— BEGIN —

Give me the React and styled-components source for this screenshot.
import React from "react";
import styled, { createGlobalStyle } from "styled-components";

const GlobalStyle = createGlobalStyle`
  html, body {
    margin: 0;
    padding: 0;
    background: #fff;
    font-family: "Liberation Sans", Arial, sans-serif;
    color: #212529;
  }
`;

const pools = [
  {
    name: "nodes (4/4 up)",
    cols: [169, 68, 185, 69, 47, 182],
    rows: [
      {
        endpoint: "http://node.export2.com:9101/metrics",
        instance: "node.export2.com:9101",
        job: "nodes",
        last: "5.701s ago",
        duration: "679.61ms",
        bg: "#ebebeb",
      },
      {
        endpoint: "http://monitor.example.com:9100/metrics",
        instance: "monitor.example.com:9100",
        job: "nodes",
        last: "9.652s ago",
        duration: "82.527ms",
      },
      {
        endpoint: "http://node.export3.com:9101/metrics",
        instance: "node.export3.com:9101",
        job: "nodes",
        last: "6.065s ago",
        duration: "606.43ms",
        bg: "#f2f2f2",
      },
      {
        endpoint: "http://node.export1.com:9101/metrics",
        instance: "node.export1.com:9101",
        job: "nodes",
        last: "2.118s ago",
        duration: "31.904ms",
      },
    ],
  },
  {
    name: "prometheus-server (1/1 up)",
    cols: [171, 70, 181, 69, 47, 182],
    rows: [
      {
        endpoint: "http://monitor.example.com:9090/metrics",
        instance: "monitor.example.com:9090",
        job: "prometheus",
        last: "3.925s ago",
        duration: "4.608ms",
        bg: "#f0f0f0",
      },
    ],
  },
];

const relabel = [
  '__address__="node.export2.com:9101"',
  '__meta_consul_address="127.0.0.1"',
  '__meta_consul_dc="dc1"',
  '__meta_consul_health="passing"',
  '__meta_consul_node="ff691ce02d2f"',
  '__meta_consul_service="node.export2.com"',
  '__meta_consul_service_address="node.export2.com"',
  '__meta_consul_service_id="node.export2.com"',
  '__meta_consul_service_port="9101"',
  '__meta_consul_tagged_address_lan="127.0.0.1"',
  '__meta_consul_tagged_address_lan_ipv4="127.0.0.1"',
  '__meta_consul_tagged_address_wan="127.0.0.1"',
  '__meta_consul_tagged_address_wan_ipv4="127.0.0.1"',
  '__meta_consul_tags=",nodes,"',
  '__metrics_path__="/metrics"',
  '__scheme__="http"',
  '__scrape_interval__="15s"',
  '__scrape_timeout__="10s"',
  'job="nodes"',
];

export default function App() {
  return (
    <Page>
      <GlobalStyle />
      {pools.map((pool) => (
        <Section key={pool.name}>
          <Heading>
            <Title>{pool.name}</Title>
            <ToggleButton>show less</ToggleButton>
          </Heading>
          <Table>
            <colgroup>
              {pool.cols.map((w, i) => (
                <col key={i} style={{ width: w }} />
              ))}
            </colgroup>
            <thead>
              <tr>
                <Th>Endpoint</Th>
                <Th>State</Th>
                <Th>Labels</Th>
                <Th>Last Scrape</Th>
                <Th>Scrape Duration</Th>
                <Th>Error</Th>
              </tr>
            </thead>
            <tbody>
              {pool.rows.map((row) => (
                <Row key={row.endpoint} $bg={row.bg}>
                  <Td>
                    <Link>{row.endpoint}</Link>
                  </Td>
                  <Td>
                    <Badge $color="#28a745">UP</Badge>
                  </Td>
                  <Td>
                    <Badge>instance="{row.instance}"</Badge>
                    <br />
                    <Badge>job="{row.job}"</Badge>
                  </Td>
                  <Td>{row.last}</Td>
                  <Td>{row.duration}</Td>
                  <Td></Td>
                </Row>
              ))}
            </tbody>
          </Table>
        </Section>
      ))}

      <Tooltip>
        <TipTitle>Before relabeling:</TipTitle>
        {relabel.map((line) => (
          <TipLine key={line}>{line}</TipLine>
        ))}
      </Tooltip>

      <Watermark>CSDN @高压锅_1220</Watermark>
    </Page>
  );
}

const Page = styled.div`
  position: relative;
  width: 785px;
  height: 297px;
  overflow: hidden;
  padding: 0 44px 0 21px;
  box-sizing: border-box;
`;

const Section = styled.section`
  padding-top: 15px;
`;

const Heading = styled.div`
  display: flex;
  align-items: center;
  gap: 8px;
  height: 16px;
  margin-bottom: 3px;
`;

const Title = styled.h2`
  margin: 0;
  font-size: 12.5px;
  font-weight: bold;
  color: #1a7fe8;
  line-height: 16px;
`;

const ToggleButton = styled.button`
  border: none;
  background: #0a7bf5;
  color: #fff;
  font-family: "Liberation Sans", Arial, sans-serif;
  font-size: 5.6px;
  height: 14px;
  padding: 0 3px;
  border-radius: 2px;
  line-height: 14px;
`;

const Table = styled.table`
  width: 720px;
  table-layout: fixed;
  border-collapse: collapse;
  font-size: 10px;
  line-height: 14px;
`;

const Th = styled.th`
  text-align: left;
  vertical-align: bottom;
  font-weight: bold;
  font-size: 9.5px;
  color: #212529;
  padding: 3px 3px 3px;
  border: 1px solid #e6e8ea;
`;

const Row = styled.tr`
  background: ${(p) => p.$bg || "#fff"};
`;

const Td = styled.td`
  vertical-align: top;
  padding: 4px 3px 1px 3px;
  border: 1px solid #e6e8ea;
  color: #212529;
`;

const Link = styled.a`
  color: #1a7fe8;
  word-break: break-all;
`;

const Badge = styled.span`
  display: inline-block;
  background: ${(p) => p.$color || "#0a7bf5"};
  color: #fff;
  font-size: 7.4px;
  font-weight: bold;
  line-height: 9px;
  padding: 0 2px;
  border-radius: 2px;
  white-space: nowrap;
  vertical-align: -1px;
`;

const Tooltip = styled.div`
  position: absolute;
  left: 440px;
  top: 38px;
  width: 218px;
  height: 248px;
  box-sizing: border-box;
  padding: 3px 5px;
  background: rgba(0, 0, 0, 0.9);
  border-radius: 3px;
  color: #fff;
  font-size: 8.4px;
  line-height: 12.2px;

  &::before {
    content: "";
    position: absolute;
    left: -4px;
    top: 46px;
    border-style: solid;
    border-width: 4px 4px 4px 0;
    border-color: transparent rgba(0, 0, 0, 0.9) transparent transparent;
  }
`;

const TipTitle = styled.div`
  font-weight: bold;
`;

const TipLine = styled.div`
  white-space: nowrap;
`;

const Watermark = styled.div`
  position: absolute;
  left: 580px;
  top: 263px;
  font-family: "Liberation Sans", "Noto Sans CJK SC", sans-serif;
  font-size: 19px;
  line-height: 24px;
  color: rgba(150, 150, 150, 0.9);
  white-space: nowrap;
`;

— END —
— BEGIN —

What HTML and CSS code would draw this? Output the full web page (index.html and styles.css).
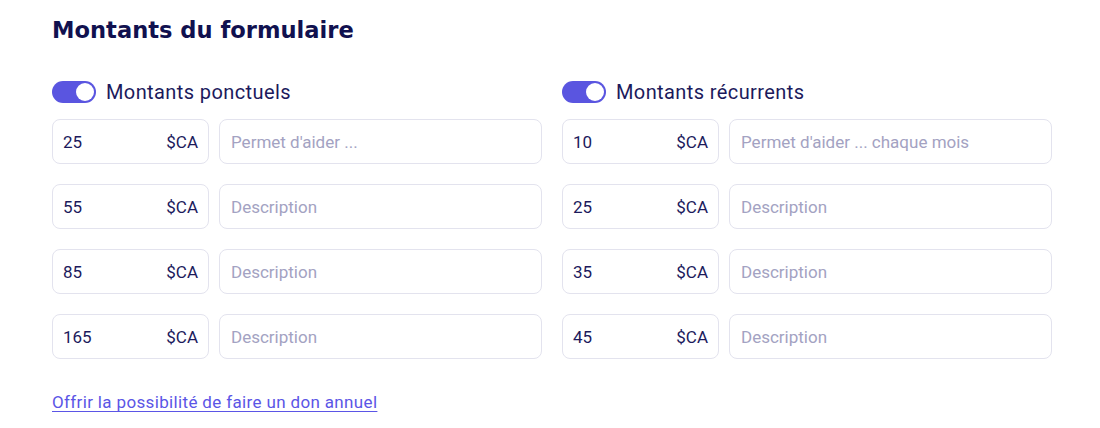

— END —
— BEGIN —

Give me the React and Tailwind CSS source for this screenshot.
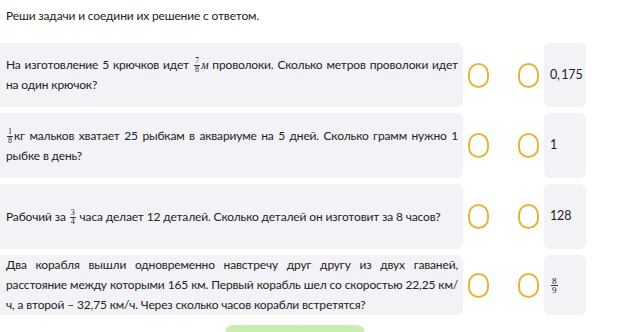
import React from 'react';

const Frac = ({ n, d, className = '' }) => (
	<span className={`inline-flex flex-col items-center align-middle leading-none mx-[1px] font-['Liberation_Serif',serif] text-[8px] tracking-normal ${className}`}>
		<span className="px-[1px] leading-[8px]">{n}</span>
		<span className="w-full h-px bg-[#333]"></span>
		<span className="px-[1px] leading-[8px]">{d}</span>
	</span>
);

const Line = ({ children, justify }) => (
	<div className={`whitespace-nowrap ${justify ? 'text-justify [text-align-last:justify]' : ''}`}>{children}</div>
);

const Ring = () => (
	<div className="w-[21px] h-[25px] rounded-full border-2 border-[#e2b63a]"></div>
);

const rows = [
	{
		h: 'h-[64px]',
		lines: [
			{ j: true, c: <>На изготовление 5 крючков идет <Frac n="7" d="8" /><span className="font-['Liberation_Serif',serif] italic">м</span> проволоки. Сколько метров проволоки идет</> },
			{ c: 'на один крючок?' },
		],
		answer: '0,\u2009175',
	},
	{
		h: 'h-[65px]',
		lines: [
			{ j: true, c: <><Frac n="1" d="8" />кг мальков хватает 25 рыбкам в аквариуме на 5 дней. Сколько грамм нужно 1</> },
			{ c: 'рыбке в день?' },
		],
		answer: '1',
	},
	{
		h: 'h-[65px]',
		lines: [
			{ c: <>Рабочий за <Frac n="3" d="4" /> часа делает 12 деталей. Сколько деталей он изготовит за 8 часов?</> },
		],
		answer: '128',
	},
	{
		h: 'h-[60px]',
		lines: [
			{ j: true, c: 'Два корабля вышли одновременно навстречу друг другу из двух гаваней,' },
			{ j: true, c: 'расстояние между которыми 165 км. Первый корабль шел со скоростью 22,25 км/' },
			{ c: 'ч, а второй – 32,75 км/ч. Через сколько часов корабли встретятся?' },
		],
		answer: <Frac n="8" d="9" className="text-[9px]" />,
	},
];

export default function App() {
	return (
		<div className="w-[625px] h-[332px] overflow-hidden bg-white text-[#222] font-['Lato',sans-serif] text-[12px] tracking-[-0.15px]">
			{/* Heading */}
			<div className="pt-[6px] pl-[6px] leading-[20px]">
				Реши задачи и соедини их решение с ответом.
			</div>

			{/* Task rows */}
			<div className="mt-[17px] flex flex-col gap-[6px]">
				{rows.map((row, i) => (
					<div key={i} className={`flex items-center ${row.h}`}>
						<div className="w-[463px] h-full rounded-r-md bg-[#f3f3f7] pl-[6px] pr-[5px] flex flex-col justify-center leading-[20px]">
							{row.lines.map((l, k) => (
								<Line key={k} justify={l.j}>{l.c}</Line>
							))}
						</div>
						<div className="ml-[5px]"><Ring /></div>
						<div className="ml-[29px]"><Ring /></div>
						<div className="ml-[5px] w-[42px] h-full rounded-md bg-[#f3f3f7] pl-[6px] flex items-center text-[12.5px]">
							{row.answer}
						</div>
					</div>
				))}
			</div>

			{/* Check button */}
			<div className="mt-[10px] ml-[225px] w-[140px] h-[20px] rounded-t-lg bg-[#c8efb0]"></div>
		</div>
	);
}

— END —

Using the material above, count the lines containing the word "React". Reply with the number alone.

4